I suspect one of the reasons interventionists are so cavalier over Pyongyang is because the Kim dynasty is so completely lacking in personal charisma. Dictators ought to be handsome like Mussolini or fatherly like Stalin. They should be great orators like Hitler or great warriors like Napoleon. We can understand why personality cults grow up around such great men—“great,” of course, in Carlyle’s meaning of the word.

And while Kim Il-sung may have fit that bill, his son and grandson are not “great men” in any sense of the word. North Korea’s public probably didn’t know that Kim Jong-il was a porn addict, but if they were anything less than completely brainwashed, they could have deduced as much just from looking at him. And Kim Jong-un is just the sort of manbaby-king who incited rebellions in empires greater than North Korea.
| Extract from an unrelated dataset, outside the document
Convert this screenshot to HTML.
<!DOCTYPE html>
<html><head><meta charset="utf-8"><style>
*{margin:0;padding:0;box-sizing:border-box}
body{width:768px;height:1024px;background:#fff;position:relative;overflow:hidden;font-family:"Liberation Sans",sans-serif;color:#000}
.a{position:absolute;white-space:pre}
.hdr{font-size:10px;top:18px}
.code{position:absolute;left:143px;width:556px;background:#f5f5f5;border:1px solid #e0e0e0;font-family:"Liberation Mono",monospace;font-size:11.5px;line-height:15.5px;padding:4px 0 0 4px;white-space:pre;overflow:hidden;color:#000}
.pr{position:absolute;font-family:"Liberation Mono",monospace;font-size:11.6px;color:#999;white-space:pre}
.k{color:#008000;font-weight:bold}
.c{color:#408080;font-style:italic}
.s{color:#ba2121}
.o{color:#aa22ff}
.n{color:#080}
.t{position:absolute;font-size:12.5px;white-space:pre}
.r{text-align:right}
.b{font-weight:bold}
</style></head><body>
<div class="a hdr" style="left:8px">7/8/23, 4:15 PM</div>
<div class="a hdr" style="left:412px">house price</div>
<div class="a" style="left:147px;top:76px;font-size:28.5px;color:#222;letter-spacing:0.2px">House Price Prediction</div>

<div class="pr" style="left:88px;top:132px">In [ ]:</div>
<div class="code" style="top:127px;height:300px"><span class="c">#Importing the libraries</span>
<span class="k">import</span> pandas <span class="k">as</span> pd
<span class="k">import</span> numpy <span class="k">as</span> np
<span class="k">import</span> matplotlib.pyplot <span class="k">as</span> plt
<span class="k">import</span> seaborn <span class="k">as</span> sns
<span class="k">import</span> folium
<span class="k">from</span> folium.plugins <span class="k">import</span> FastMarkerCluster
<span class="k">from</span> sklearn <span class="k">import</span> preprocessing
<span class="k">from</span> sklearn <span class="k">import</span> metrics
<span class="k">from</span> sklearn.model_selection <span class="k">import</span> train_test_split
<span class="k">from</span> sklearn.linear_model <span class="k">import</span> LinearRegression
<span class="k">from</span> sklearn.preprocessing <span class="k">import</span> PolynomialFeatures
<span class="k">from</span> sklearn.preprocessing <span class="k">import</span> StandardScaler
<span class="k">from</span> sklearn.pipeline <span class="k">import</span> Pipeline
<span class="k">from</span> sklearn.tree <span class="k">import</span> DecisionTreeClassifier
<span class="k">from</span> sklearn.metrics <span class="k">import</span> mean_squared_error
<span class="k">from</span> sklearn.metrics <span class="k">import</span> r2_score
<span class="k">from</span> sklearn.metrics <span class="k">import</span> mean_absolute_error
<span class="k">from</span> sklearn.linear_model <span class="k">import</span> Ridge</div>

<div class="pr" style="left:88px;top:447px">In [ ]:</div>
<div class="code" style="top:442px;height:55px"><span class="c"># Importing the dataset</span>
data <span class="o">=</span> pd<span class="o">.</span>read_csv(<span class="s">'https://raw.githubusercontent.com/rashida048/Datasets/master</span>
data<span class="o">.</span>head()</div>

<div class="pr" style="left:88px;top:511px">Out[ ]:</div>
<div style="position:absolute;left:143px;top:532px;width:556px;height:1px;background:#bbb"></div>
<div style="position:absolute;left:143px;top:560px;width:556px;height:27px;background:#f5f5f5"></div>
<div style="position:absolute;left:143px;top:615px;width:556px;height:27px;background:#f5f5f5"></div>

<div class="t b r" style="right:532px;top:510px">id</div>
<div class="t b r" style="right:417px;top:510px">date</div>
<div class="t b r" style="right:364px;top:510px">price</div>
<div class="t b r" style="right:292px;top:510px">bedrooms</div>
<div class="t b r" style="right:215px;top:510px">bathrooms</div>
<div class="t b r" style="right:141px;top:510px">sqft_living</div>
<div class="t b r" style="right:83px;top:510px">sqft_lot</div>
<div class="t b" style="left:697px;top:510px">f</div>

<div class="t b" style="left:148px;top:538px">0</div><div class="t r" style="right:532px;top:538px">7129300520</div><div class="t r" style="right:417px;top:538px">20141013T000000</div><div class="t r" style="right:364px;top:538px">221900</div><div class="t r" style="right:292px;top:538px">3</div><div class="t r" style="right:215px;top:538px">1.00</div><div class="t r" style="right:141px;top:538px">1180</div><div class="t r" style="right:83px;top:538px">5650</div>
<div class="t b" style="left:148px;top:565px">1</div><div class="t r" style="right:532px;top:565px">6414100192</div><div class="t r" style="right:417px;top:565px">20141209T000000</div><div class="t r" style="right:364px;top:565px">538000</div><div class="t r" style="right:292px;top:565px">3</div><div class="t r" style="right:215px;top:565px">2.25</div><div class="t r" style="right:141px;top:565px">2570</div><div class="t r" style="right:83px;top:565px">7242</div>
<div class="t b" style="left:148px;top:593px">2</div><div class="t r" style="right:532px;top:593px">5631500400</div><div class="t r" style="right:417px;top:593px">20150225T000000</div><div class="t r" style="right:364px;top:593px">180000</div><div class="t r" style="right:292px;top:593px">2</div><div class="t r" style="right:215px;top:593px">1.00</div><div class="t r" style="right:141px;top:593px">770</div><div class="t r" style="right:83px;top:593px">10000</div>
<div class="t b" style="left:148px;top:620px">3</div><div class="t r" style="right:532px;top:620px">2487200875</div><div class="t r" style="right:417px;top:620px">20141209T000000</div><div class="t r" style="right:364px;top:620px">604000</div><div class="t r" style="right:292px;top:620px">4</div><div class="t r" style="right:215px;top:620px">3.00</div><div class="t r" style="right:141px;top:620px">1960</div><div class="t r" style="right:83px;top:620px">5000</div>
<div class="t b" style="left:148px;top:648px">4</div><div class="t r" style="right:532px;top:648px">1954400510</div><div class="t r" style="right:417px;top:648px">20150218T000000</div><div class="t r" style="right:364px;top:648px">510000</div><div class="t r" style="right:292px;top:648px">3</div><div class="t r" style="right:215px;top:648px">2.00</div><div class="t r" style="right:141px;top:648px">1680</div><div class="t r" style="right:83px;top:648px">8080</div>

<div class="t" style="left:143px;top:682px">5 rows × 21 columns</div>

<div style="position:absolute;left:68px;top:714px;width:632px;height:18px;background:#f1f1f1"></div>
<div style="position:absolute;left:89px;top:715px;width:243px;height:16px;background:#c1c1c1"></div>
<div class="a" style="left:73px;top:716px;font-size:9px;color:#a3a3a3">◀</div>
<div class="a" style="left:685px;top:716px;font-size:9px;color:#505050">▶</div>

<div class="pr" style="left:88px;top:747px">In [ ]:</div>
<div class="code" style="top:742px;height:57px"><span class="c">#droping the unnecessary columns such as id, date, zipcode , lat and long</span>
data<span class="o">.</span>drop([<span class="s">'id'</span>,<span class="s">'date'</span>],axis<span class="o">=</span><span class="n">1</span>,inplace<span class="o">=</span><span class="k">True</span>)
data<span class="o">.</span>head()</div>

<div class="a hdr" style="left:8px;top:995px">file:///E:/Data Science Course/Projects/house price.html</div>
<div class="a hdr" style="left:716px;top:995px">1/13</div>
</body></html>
We rightly (though excessively) complain about President Trump’s compulsive, illiterate tweets. But imagine if we were led by a man who, were he born in any other country in the world, would have been bullied by the chess club in junior high. Yet the people of North Korea adore him more than most American Christians adore Jesus Christ.

We can’t imagine any such scenario, of course, which is a grim testament to Pyongyang’s propaganda machine. But I think we can imagine what would happen if NATO committed to surgical strikes against North Korea’s elite, as some interventionists have suggested we do. Even if the entire civilian populace was spared, what then? We couldn’t silence the jingoistic anthems that have been seared into their minds over generations. We couldn’t prevent the ritual mourning, the well-rehearsed despair, that would shatter the nation. They could never un-see the Tower of Juche’s electric torch burning over the cityscape at night.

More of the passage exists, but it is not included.